Middle East chief executives are also overwhelmingly concerned about the possibility of social instability in the region. About 80 per cent named this as a main concern.

The survey was conducted in the final quarter of last year as the big slide in the oil price was gaining momentum.

“The fall in the oil price is a factor for sure,” said Dennis Nally, PwC’s chairman. “It impacts CEOs’ thinking about their business, and can have a very negative impact on a company and a country, as we’ve seen in Russia. Chief executives believe this will be much more prevalent in 2015.”

Regional chief executives regard the United States and the UAE as the most important countries for growth this year Egypt was third.

On the global stage, fewer chief executives than last year think that global economic growth will improve over the next 12 months, with only 37 per cent expecting an increase in growth, down from 44 per cent last year. Significantly, 17 per cent believe global economic growth will decline, more than twice as many as last year.

Executives in Asia Pacific are the most optimistic, followed by the Middle East and North America. Chief executives in central and eastern Europe were the least optimistic.

On Tuesday, the IMF said it had lowered its forecast for global growth this year as the boost from lower oil prices was outweighed by weaker prospects for China and the euro zone.

“The world is facing significant challenges, economically, politically and socially,” said Mr Nally. Chief executives overall remain cautious in their near-term outlook for the worldwide economy, as well as for growth prospects for their own companies. While some mature markets like the US appear to be rebounding, others, such as the euro zone, continue to struggle.
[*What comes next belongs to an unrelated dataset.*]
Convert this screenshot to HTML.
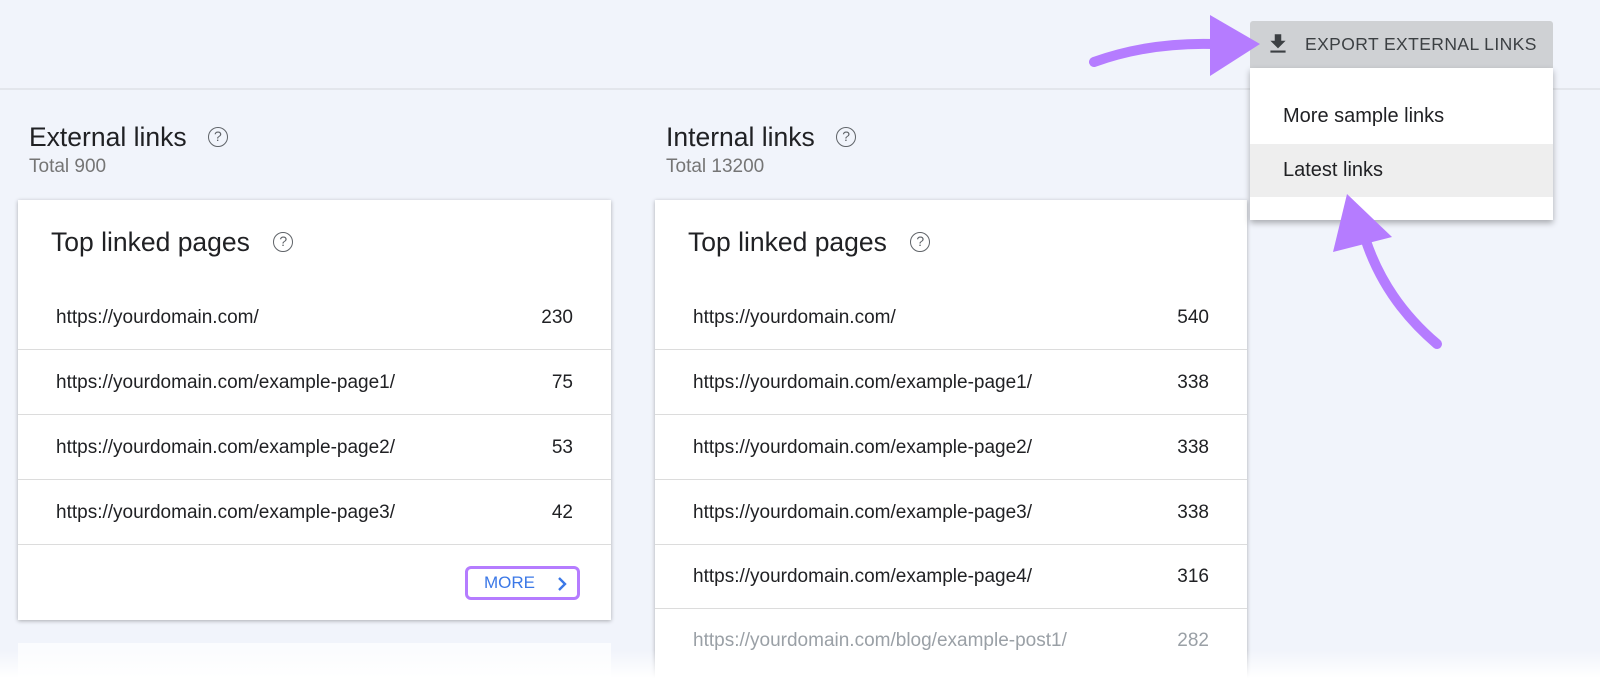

“CEO confidence is down, notably in oil-producing nations around the world as a result of plummeting crude oil prices. Russian CEOs, for example, were the most confident in last year’s survey, but are the least confident this year. Confidence also slipped among CEOs in the Middle East, Venezuela and Nigeria.”

The IMF’s projections indicate that Russia is currently in recession and that its economy will shrink by 3 per cent this year, as sanctions, low oil prices and the dramatic fall of the rouble cut export income.